Given that the protest was obeying a time, manner and place restriction, a restriction effective enough that the funeral wasn't disturbed -- note again, Snyder didn't know of the protest until afterward -- I'm afraid this isn't the case to put the church's behavior outside the First Amendment. I'm horrified by what Phelps and his followers do. I've lost loved ones, and as a parent, cannot even imagine burying my child. If there had been no law keeping the protesters from disrupting the funeral, and if they had brought their hate-mongering right in among the mourners, then I'd want this bereaved father to be able to sue for damages and win so much that their church was bankrupted into perpetuity, shutting them up for good. But that's not the case here.
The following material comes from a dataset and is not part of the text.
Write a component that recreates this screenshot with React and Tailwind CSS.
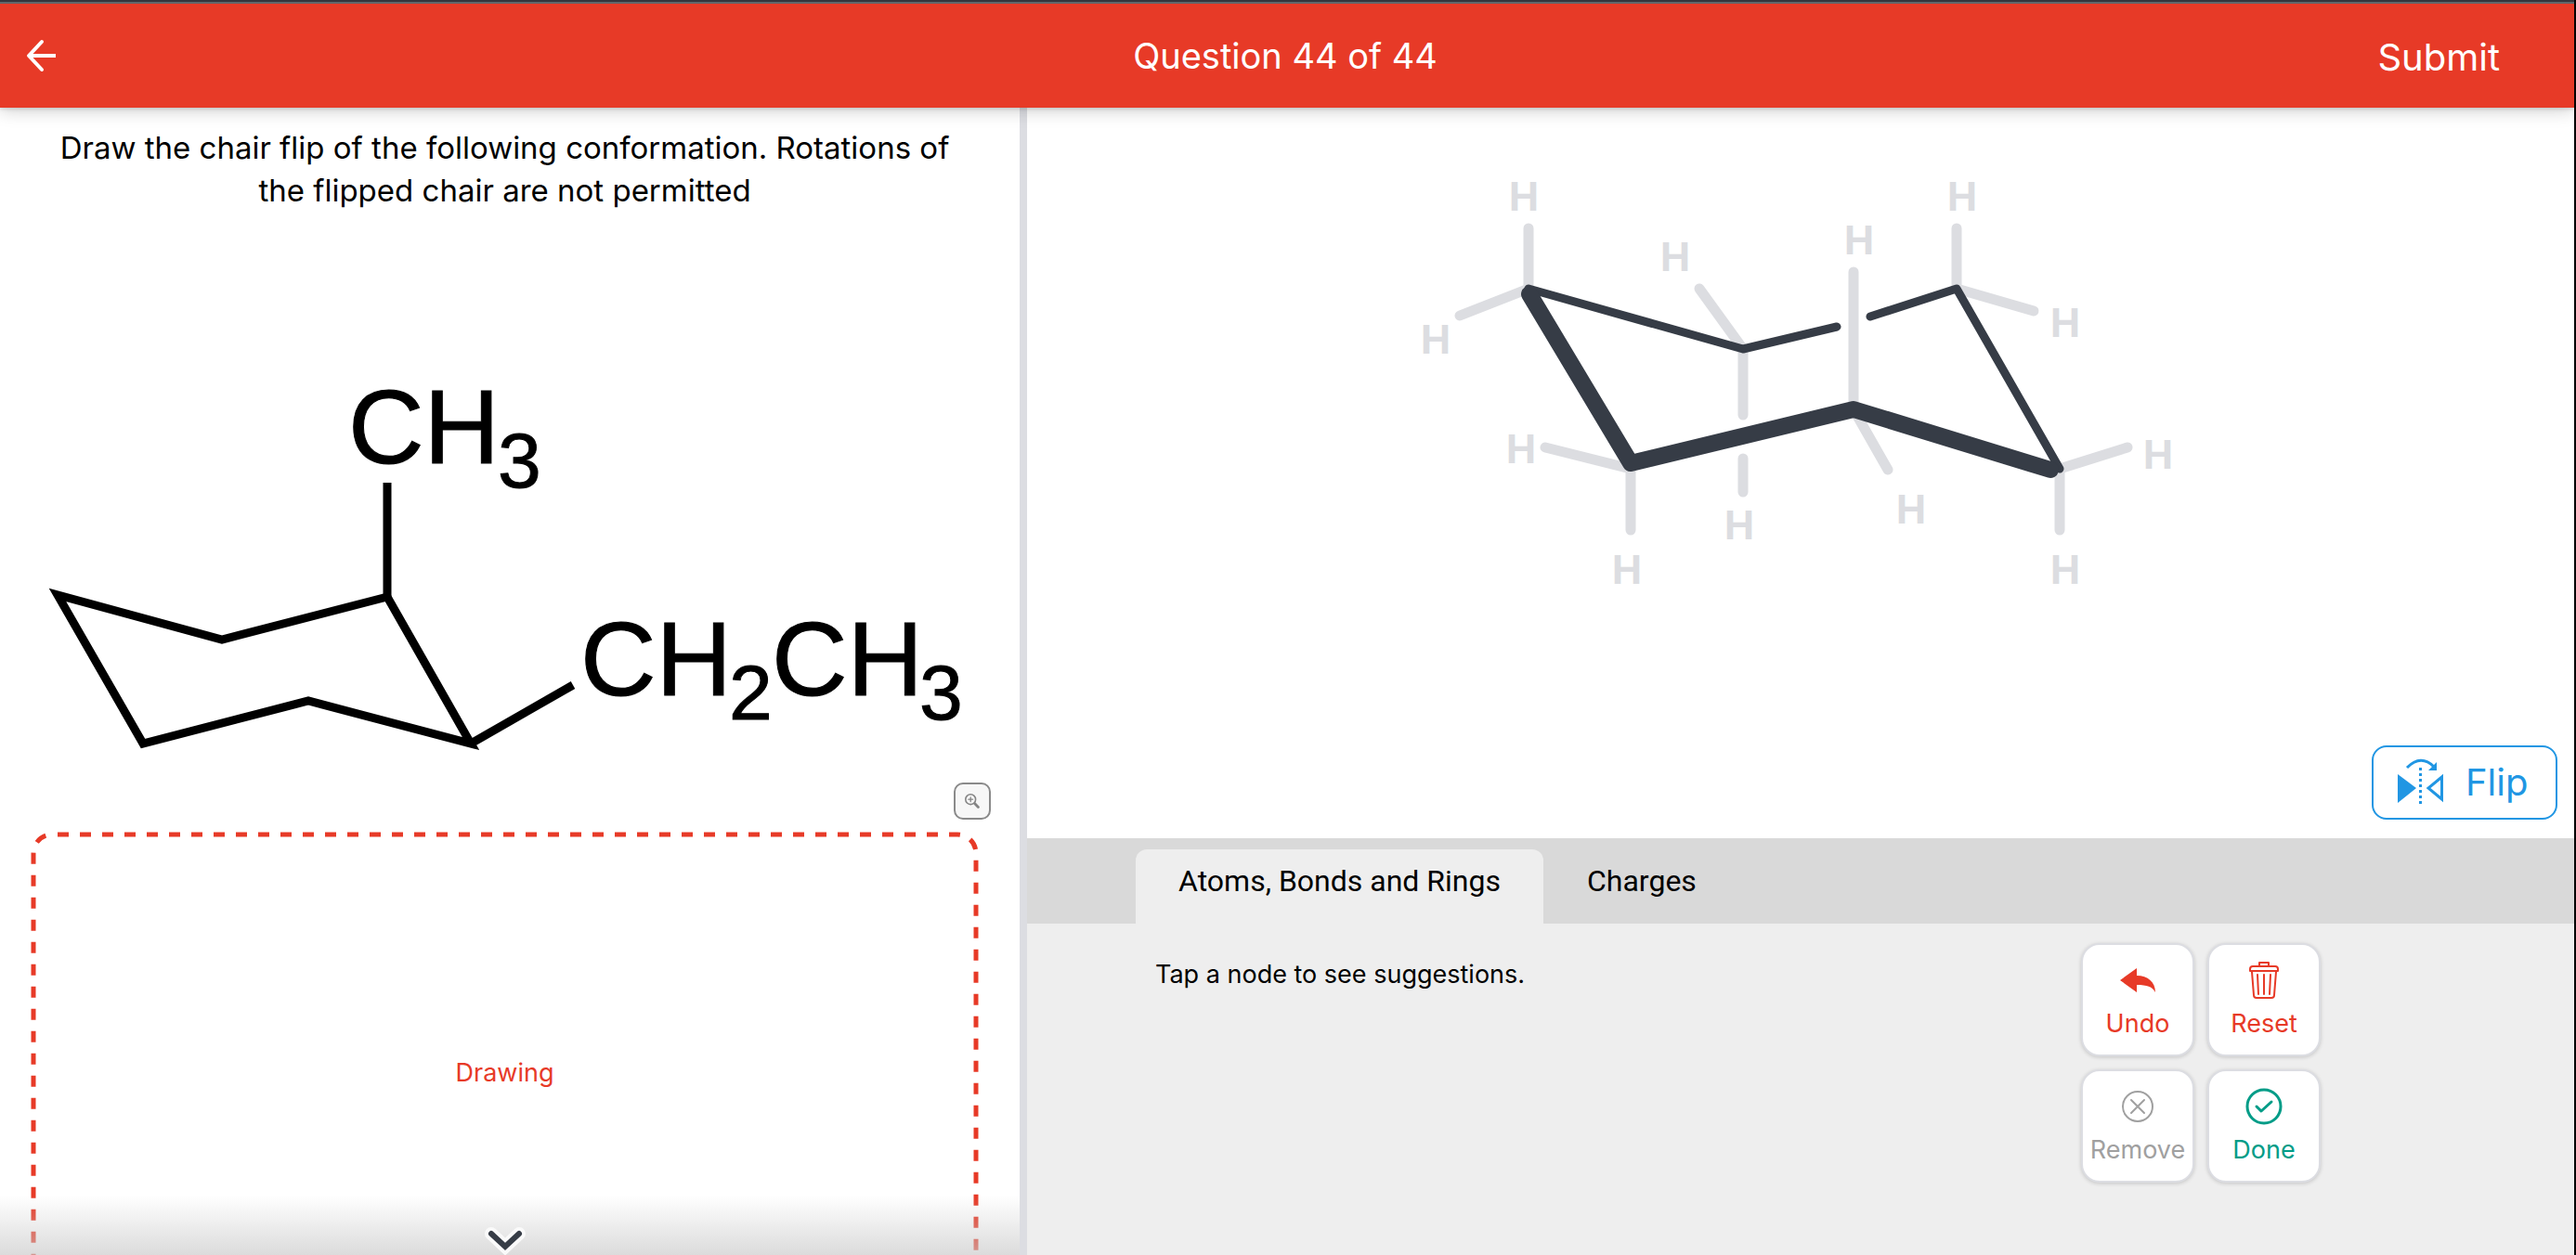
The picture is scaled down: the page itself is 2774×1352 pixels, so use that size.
import React from "react";

const HYDROGEN_BONDS = [
  [126, 121, 126, 56],
  [126, 121, 52, 150],
  [357, 186, 310, 121],
  [357, 186, 357, 257],
  [357, 304, 357, 340],
  [236, 315, 144, 292],
  [236, 315, 236, 381],
  [476, 251, 476, 103],
  [476, 251, 513, 316],
  [587, 121, 587, 56],
  [587, 121, 670, 145],
  [698, 315, 771, 292],
  [698, 315, 698, 381],
];

const HYDROGENS = [
  [121, 37],
  [26, 191],
  [284, 102],
  [118, 309],
  [232, 439],
  [353, 391],
  [482, 84],
  [593, 37],
  [704, 173],
  [804, 315],
  [538, 374],
  [704, 439],
];

function Header() {
  return (
    <header className="relative z-10 shrink-0 border-t-2 border-[#34363d] bg-[#e73a27] text-white shadow-[0_2px_18px_rgba(0,0,0,0.22),0_1px_4px_rgba(0,0,0,0.15)]">
      <div className="grid h-[114px] grid-cols-3 items-center border-t-2 border-[#61666a]">
        <button aria-label="Back" className="ml-7 w-9">
          <svg viewBox="0 0 36 36" className="size-9" fill="none" stroke="white" strokeWidth="4">
            <path d="M32 18H3" />
            <path d="M17 3L3 18l14 15" strokeLinecap="round" strokeLinejoin="round" />
          </svg>
        </button>
        <h1 className="pr-1 text-center text-[38px] leading-[48px]">Question 44 of 44</h1>
        <button className="mt-1 mr-20 justify-self-end text-[40px] leading-[48px]">Submit</button>
      </div>
    </header>
  );
}

function PromptMolecule() {
  return (
    <svg viewBox="0 -20 1019 460" className="mt-[152px] w-full shrink-0" role="img" aria-label="Chair conformation with methyl and ethyl groups">
      <g fill="none" stroke="#000" strokeWidth="9" strokeMiterlimit="10">
        <path d="M383 243L205 289L28 241L120 401L298 355L473 401Z" />
        <path d="M383 246V120" />
        <path d="M473 401L583 338" />
      </g>
      <g fontFamily="Liberation Sans, Arial, sans-serif" fontSize="113" stroke="#000" strokeWidth="1">
        <text x="341" y="99">
          CH<tspan x="502" y="125" fontSize="84">3</tspan>
        </text>
        <text x="591" y="349">
          CH<tspan x="751" y="375" fontSize="84">2</tspan>
          <tspan x="797" y="349">CH</tspan>
          <tspan x="956" y="375" fontSize="84">3</tspan>
        </text>
      </g>
    </svg>
  );
}

function QuestionPane() {
  return (
    <section className="relative flex w-[1106px] shrink-0 flex-col overflow-hidden border-r-8 border-[#dcdde2] bg-white pr-[45px] pl-[34px]">
      <p className="mt-5 px-6 text-center text-[33px] leading-[46px]">
        Draw the chair flip of the following conformation. Rotations of the flipped chair are not permitted
      </p>
      <PromptMolecule />
      <button aria-label="Zoom in" className="mt-[3px] -mr-3.5 flex size-10 shrink-0 items-center justify-center self-end rounded-[10px] border-2 border-[#8a8a8a] bg-[#f7f7f7]">
        <svg viewBox="0 0 16 16" className="size-4" fill="none" stroke="#858585" strokeLinecap="round">
          <circle cx="6.2" cy="6.2" r="5.4" strokeWidth="1.6" />
          <path d="M6.2 3.9v4.6M3.9 6.2h4.6" strokeWidth="1.3" />
          <path d="M10.8 10.8l3.6 3.6" strokeWidth="2.8" />
        </svg>
      </button>
      <div className="relative mt-[14px] flex h-[519px] shrink-0 items-center justify-center text-[27px] text-[#e73a27]">
        <svg className="absolute inset-0.5 h-[calc(100%-4px)] w-[calc(100%-4px)] overflow-visible" fill="none" aria-hidden="true">
          <rect width="100%" height="100%" rx="20" stroke="#e73a27" strokeWidth="5" strokeDasharray="12 12" strokeDashoffset="-6" />
        </svg>
        Drawing
      </div>
      <div className="pointer-events-none absolute inset-x-0 bottom-0 flex h-16 items-end justify-center bg-linear-to-b from-transparent to-[#c8c8c8]/65 pr-[11px]">
        <svg viewBox="0 0 48 32" className="h-8 w-12" fill="none" strokeLinecap="round">
          <path d="M9 9l15 14L39 9" stroke="#fafafa" strokeWidth="14" />
          <path d="M9 9l15 14L39 9" stroke="#363c46" strokeWidth="6" />
        </svg>
      </div>
    </section>
  );
}

function Canvas() {
  return (
    <div className="relative flex min-h-0 flex-1 items-start justify-center bg-white">
      <svg viewBox="0 -20 838 480" className="mt-[54px] h-[480px] w-[838px]" role="img" aria-label="Cyclohexane chair">
        <g stroke="#dcdde1" strokeWidth="11" strokeLinecap="round">
          {HYDROGEN_BONDS.map(([x1, y1, x2, y2]) => (
            <line key={`${x1}-${x2}-${y2}`} x1={x1} y1={y1} x2={x2} y2={y2} />
          ))}
        </g>
        <g fill="none" stroke="#363c46" strokeLinecap="round" strokeLinejoin="round">
          <path d="M126 121L357 186L458 162M494 151L587 121L698 315" strokeWidth="9" />
          <path d="M127 127L236 309L476 251L688 316" strokeWidth="18" />
        </g>
        <g fill="#dcdde1" fontFamily="Liberation Sans, Arial, sans-serif" fontSize="45" fontWeight="700" textAnchor="middle">
          {HYDROGENS.map(([x, y]) => (
            <text key={`${x}-${y}`} x={x} y={y}>H</text>
          ))}
        </g>
      </svg>
      <button className="absolute right-[18px] bottom-5 flex h-20 w-[200px] items-center rounded-2xl border-2 border-[#2196e3] pl-[26px] text-[40px] leading-[48px] text-[#2196e3]">
        <svg viewBox="0 0 50 52" className="mr-[23px] h-[52px] w-[50px]" fill="none" stroke="#2196e3">
          <path d="M0 17v31l20-16z" fill="#2196e3" stroke="none" />
          <path d="M47.5 20v24L33 32z" strokeWidth="3" />
          <path d="M24.5 10v42" strokeWidth="3" strokeDasharray="3 3" />
          <path d="M10 10Q25-5 39 9" strokeWidth="3" />
          <path d="M33 13l9-9v9z" fill="#2196e3" stroke="none" />
        </svg>
        Flip
      </button>
    </div>
  );
}

function UndoIcon() {
  return (
    <svg viewBox="0 0 40 40" className="size-10" fill="#e73a27">
      <path d="M1 20L19 7v8c12 0 20 7 20 18c-3-6-9-8-20-8v8z" />
    </svg>
  );
}

function TrashIcon() {
  return (
    <svg viewBox="0 0 40 40" className="size-10" fill="none" stroke="#e73a27" strokeWidth="2" strokeLinecap="round" strokeLinejoin="round">
      <path d="M15 5V1h10v4" />
      <path d="M5 10V8q0-3 3-3h24q3 0 3 3v2z" />
      <path d="M7 11l2 25q0 3 3 3h16q3 0 3-3l2-25" />
      <path d="M13 14l1 21M20 14v21M27 14l-1 21" />
    </svg>
  );
}

function RemoveIcon() {
  return (
    <svg viewBox="0 0 40 40" className="size-10" fill="none" stroke="#a0a0a0" strokeWidth="2" strokeLinecap="round">
      <circle cx="20" cy="20" r="16" />
      <path d="M13 13l14 14M27 13L13 27" />
    </svg>
  );
}

function DoneIcon() {
  return (
    <svg viewBox="0 0 40 40" className="size-10" fill="none" stroke="#009c87" strokeWidth="3" strokeLinecap="round" strokeLinejoin="round">
      <circle cx="20" cy="20" r="18" />
      <path d="M12 20l5 5L28 15" />
    </svg>
  );
}

function ToolButton({ icon, label, tone, disabled }) {
  return (
    <button disabled={disabled} className={`flex size-[122px] flex-col items-center rounded-[20px] border-2 border-[#dcdde2] bg-white pt-[18px] text-[27px] leading-[34px] shadow-[0_1px_4px_rgba(0,0,0,0.18)] ${tone}`}>
      {icon}
      <span className="mt-2.5">{label}</span>
    </button>
  );
}

function ToolPanel() {
  return (
    <div className="flex h-[449px] shrink-0 flex-col bg-[#eeeeee]">
      <div role="tablist" className="flex h-[92px] shrink-0 items-end bg-[#d9d9d9] pl-[117px] font-[Roboto,sans-serif] text-[32px] leading-10">
        <button role="tab" aria-selected="true" className="h-20 w-[439px] rounded-t-xl bg-[#eeeeee] pb-3">Atoms, Bonds and Rings</button>
        <button role="tab" aria-selected="false" className="h-20 px-[47px] pb-3">Charges</button>
      </div>
      <div className="flex items-start justify-between pt-[21px] pr-[273px] pl-[138px]">
        <p className="pt-[17px] text-[27px] leading-[34px]">Tap a node to see suggestions.</p>
        <div className="grid grid-cols-2 gap-3.5">
          <ToolButton icon={<UndoIcon />} label="Undo" tone="text-[#e73a27]" />
          <ToolButton icon={<TrashIcon />} label="Reset" tone="text-[#e73a27]" />
          <ToolButton icon={<RemoveIcon />} label="Remove" tone="text-[#a0a0a0]" disabled />
          <ToolButton icon={<DoneIcon />} label="Done" tone="text-[#009c87]" />
        </div>
      </div>
    </div>
  );
}

export default function App() {
  return (
    <div className="flex h-screen flex-col overflow-hidden border-r-2 border-black bg-white font-[Inter,sans-serif] text-black">
      <Header />
      <main className="flex min-h-0 flex-1">
        <QuestionPane />
        <section className="flex min-w-0 flex-1 flex-col">
          <Canvas />
          <ToolPanel />
        </section>
      </main>
    </div>
  );
}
And perhaps that's what the Court will do: Uphold the Fourth Circuit, finding the speech constitutional on its face, but in doing so define a new test that would chart another extremely narrow circumstance under which constitutionally protected speech can be trumped by the right to privacy. In this way, the Court could create a bubble around mourning families, ensuring that at their most vulnerable moment -- the funeral itself -- hate speakers can't hurt them. It's a not unlikely outcome -- after all, the Court has drawn almost precisely that boundary before.